Pierre de Ronsard: Poetry in a Time of Dislocation
Editor’s note: This is the latest installment in the series “Poetry in a Time of Dislocation.” Fine art photographer Fern Nesson asserts that the place for art is critical during this time of pandemic, and she has immersed herself in the French poets, translating important works and sharing them as photo essays. This week, Fern shines the spotlight on Pierre de Ronsard, named “prince of poets” by his fellow French poets during the Renaissance.
(Check out previous installments here:
Charles Baudelaire, Guillaume Apollinaire, Paul Valéry, Christine de Pizan, Paul Verlaine, Alphonse de Lamartine, Anna de Noailles, Paul Éluard, Marceline Desbordes-Valmore, Stéphane Mallarmé, Louisa Seifert, Arthur Rimbaud, François Villon, André Breton, Louise Colet, Jacques Prévert)
Pierre de Ronsard was the most prolific and adept 16th-century French Renaissance poet. His sonnets are especially lovely. The one I’ve translated echoed down through the centuries, inspiring Robert Herrick’s most famous poem as well as William Butler Yeats’ sonnet written explicitly in tribute. In any language, at any time, the poets’ meaning is clear. It resonates and challenges us to live fully and without regrets. Carpe Diem.
Sonnet à Hélène (1587)
Quand vous serez bien vieille, au soir à la chandelle,
Assise aupres du feu, devidant et filant,
Direz, chantant mes vers, en vous esmerveillant:
« Ronsard me celebroit du temps que j’estois belle ! »
Lors vous n’aurez servante oyant telle nouvelle,
Desja sous le labeur à demy sommeillant,
Qui au bruit de mon nom ne s’aille resveillant,
Benissant1 vostre nom de louange immortelle.
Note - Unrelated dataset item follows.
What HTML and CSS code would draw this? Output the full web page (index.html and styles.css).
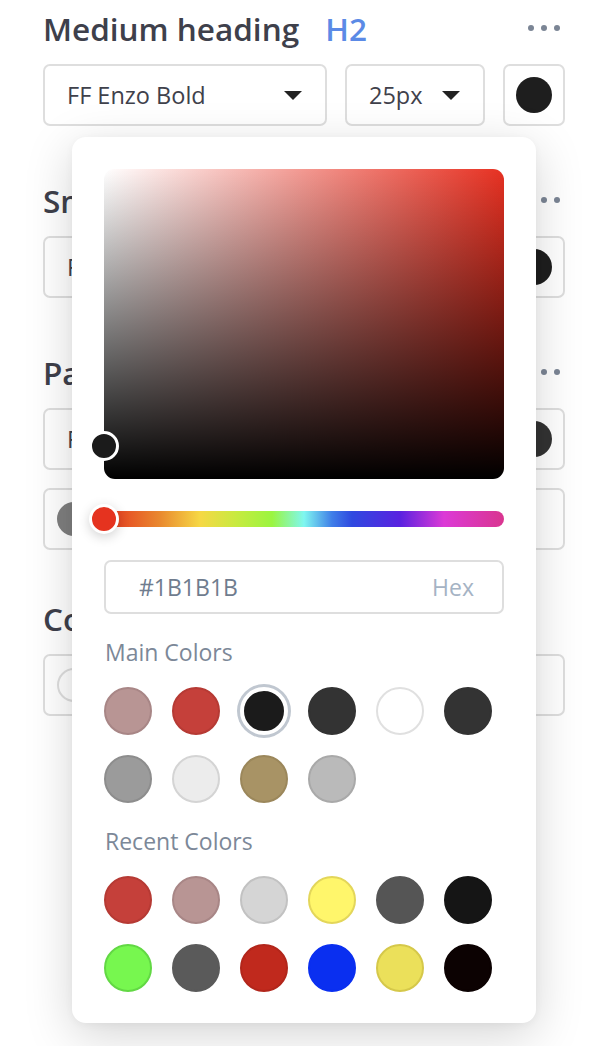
FILE: index.html
```html
<!DOCTYPE html>
<html>
<head>
<meta charset="utf-8">
<link rel="stylesheet" href="styles.css">
</head>
<body>
<div class="page">
  <section class="sec sec-first">
    <div class="sec-head">
      <h2 class="title">Medium heading <span class="tag">H2</span></h2>
      <span class="dots"><i></i><i></i><i></i></span>
    </div>
    <div class="row">
      <div class="field select font-sel"><span>FF Enzo Bold</span><span class="caret"></span></div>
      <div class="field select size-sel"><span>25px</span><span class="caret"></span></div>
      <div class="field color-box"><span class="dot d-black"></span></div>
    </div>
  </section>

  <section class="sec">
    <div class="sec-head">
      <h2 class="title">Small heading <span class="tag">H3</span></h2>
      <span class="dots"><i></i><i></i><i></i></span>
    </div>
    <div class="row">
      <div class="field select font-sel"><span>FF Enzo Bold</span><span class="caret"></span></div>
      <div class="field select size-sel"><span>20px</span><span class="caret"></span></div>
      <div class="field color-box"><span class="dot d-black"></span></div>
    </div>
  </section>

  <section class="sec sec-para">
    <div class="sec-head">
      <h2 class="title">Paragraph <span class="tag">P</span></h2>
      <span class="dots"><i></i><i></i><i></i></span>
    </div>
    <div class="row">
      <div class="field select font-sel"><span>FF Enzo Regular</span><span class="caret"></span></div>
      <div class="field select size-sel"><span>16px</span><span class="caret"></span></div>
      <div class="field color-box"><span class="dot d-dark"></span></div>
    </div>
    <div class="row">
      <div class="field wide"><span class="dot-sm d-grey"></span><span>Link</span></div>
    </div>
  </section>

  <section class="sec sec-last">
    <div class="sec-head">
      <h2 class="title">Co</h2>
    </div>
    <div class="row">
      <div class="field wide"><span class="dot-sm d-empty"></span></div>
    </div>
  </section>
</div>

<div class="popover">
  <div class="sat">
    <span class="sat-handle"></span>
  </div>
  <div class="hue">
    <span class="hue-handle"></span>
  </div>
  <div class="hex">
    <span class="hex-val">#1B1B1B</span>
    <span class="hex-lbl">Hex</span>
  </div>
  <div class="label">Main Colors</div>
  <div class="swatches">
    <span class="sw" style="background:#b89594;border-color:#a88686"></span>
    <span class="sw" style="background:#c5403a;border-color:#b63a34"></span>
    <span class="sw selected" style="background:#1b1b1b"></span>
    <span class="sw" style="background:#333333;border-color:#333333"></span>
    <span class="sw" style="background:#ffffff;border-color:#e0e0e0"></span>
    <span class="sw" style="background:#333333;border-color:#333333"></span>
    <span class="sw" style="background:#9b9b9b;border-color:#8d8d8d"></span>
    <span class="sw" style="background:#ececec;border-color:#d4d4d4"></span>
    <span class="sw" style="background:#a89365;border-color:#9b875b"></span>
    <span class="sw" style="background:#bababa;border-color:#a9a9a9"></span>
  </div>
  <div class="label">Recent Colors</div>
  <div class="swatches">
    <span class="sw" style="background:#c5403a;border-color:#b63a34"></span>
    <span class="sw" style="background:#b89594;border-color:#a88686"></span>
    <span class="sw" style="background:#d5d5d5;border-color:#c2c2c2"></span>
    <span class="sw" style="background:#fff66b;border-color:#e3d65a"></span>
    <span class="sw" style="background:#555555;border-color:#555555"></span>
    <span class="sw" style="background:#151515;border-color:#151515"></span>
    <span class="sw" style="background:#77f74f;border-color:#62d844"></span>
    <span class="sw" style="background:#5a5a5a;border-color:#5a5a5a"></span>
    <span class="sw" style="background:#c0291d;border-color:#b2261b"></span>
    <span class="sw" style="background:#0a2ff0;border-color:#0a2ff0"></span>
    <span class="sw" style="background:#ebe05a;border-color:#d5c84a"></span>
    <span class="sw" style="background:#0c0202;border-color:#0c0202"></span>
  </div>
</div>
</body>
</html>
```

FILE: styles.css
```css
* { box-sizing: border-box; }
html, body { margin: 0; padding: 0; background: #ffffff; }
body {
  width: 590px;
  height: 1046px;
  position: relative;
  overflow: hidden;
  font-family: "Open Sans", "Noto Sans", sans-serif;
  color: #3e404b;
}
.page {
  padding: 8px 25px 0 43px;
  display: flex;
  flex-direction: column;
}
.sec { display: flex; flex-direction: column; gap: 18px; margin-bottom: 54px; }
.sec.sec-para { margin-bottom: 48px; }
.sec .sec-head { margin-bottom: -2px; }
.sec-head {
  height: 40px;
  display: flex;
  align-items: center;
  justify-content: space-between;
}
.title {
  margin: 0;
  font-size: 31.5px;
  font-weight: 600;
  color: #3e404b;
  white-space: nowrap;
}
.tag { color: #5b8ae6; margin-left: 18px; }
.dots { display: flex; gap: 7px; padding-right: 5px; }
.dots i { width: 6px; height: 6px; border-radius: 50%; background: #7b8595; display: block; }
.row { display: flex; gap: 18px; }
.field {
  height: 62px;
  border: 2px solid #dedede;
  border-radius: 7px;
  background: #fff;
  display: flex;
  align-items: center;
  font-family: "Open Sans", sans-serif;
  font-size: 23.5px;
  color: #3f414b;
}
.select { justify-content: space-between; padding: 0 23px 0 22px; }
.font-sel { width: 284px; }
.size-sel { width: 140px; }
.color-box { width: 62px; justify-content: center; }
.wide { flex: 1; padding-left: 12px; gap: 14px; }
.caret {
  width: 0; height: 0;
  border-left: 9px solid transparent;
  border-right: 9px solid transparent;
  border-top: 9px solid #222;
}
.dot { width: 36px; height: 36px; border-radius: 50%; display: block; }
.dot-sm { width: 34px; height: 34px; border-radius: 50%; display: block; }
.d-black { background: #1e1e1e; }
.d-dark { background: #333; }
.d-grey { background: #7f7f7f; }
.d-empty { border: 2px solid #dedede; }

.popover {
  position: absolute;
  left: 72px;
  top: 137px;
  width: 464px;
  height: 886px;
  background: #fff;
  border-radius: 14px;
  box-shadow: 0 12px 48px rgba(0, 0, 0, 0.17), 0 2px 8px rgba(0,0,0,0.04);
  padding: 32px 32px 0 32px;
  display: flex;
  flex-direction: column;
}
.sat {
  position: relative;
  width: 400px;
  height: 310px;
  border-radius: 11px;
  background:
    linear-gradient(to top, #000 0%, rgba(0,0,0,0) 100%),
    linear-gradient(to right, #ffffff 0%, #e73122 100%);
}
.sat-handle {
  position: absolute;
  left: -15px;
  top: 262px;
  width: 30px;
  height: 30px;
  border-radius: 50%;
  background: #1b1b1b;
  border: 3px solid #fff;
}
.hue {
  position: relative;
  margin-top: 32px;
  width: 400px;
  height: 16px;
  border-radius: 8px;
  background: linear-gradient(to right,
    #e5331f 0%, #e9892f 14%, #f6d845 24%, #c8ea40 33%, #9bf540 42%,
    #7ff7f0 50%, #3f7ee8 57%, #2f49e0 62%, #5a22e0 74%, #dc3ad6 85%, #d9358f 100%);
}
.hue-handle {
  position: absolute;
  left: -15px;
  top: -7px;
  width: 30px;
  height: 30px;
  border-radius: 50%;
  background: #e5331f;
  border: 3px solid #fff;
  box-shadow: 0 3px 12px rgba(0,0,0,0.18);
}
.hex {
  margin-top: 33px;
  height: 54px;
  border: 2px solid #dedede;
  border-radius: 7px;
  display: flex;
  align-items: center;
  justify-content: space-between;
  padding: 0 28px 0 33px;
  font-family: "Open Sans", sans-serif;
  font-size: 23px;
}
.hex-val { color: #6f7c8e; }
.hex-lbl { color: #a5b3c4; }
.label {
  margin-top: 26px;
  height: 24px;
  line-height: 24px;
  font-size: 23px;
  color: #7c8898;
  padding-left: 1px;
}
.swatches {
  margin-top: 23px;
  display: grid;
  grid-template-columns: repeat(6, 48px);
  column-gap: 20px;
  row-gap: 20px;
}
.sw {
  width: 48px;
  height: 48px;
  border-radius: 50%;
  border: 2px solid transparent;
  display: block;
}
.sw.selected {
  border: 4px solid #fff;
  box-shadow: 0 0 0 3px #c0c7d0;
}
```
Je seroy sous la terre, et fantaume sans os ;
Par les ombres Myrtheux je prendray mon repos.
Vous serez au fouyer une vieille accroupie,
Regrettant mon amour, et vostre fier desdain.
Vivez, si m’en croyez, n’attendez à demain :
Cueillez dés aujourd’huy les roses de la vie.
My Translation
When you are very old, sitting by candlelight
spinning wool near the fire
you will recite my poems, marveling:
“Ronsard celebrated me when I was young and beautiful.”
Then your servants, hearing you speak,
no matter how tired from their day’s work
will wake at the sound of my words
blessing you in immortal verse.
I will be dead and gone, a phantom with no bones
taking my repose beneath heaven’s myrtle trees.
While you, old and bent, wait for death,
regretting my love and your proud disdain.
Mark my words!
Live now; don’t wait for tomorrow!
Gather today the roses of life!
Here is Herrick, borrowing a version of Ronsard’s last line for his first.
To the Virgins, to Make Much of Time (1648)
Gather ye rose-buds while ye may,
Old Time is still a-flying;
And this same flower that smiles today
Tomorrow will be dying.
The glorious lamp of heaven, the sun,
The higher he’s a-getting,
The sooner will his race be run,
And nearer he’s to setting.
That age is best which is the first,
When youth and blood are warmer;
But being spent, the worse, and worst
Times still succeed the former.
Then be not coy, but use your time,
And while ye may, go marry;
For having lost but once your prime,
You may forever tarry.
And here is Yeats:
When You Are Old (1891)
When you are old and gray and full of sleep,
And nodding by the fire, take down this book,
And slowly read, and dream of the soft look
Your eyes had once, and of their shadows deep;
How many loved your moments of glad grace,
And loved your beauty with love false or true,
But one man loved the pilgrim soul in you,
And loved the sorrows of your changing face;
And bending down beside the glowing bars,
Murmur, a little sadly, how Love fled
And paced upon the mountains overhead
And hid his face among a crowd of stars.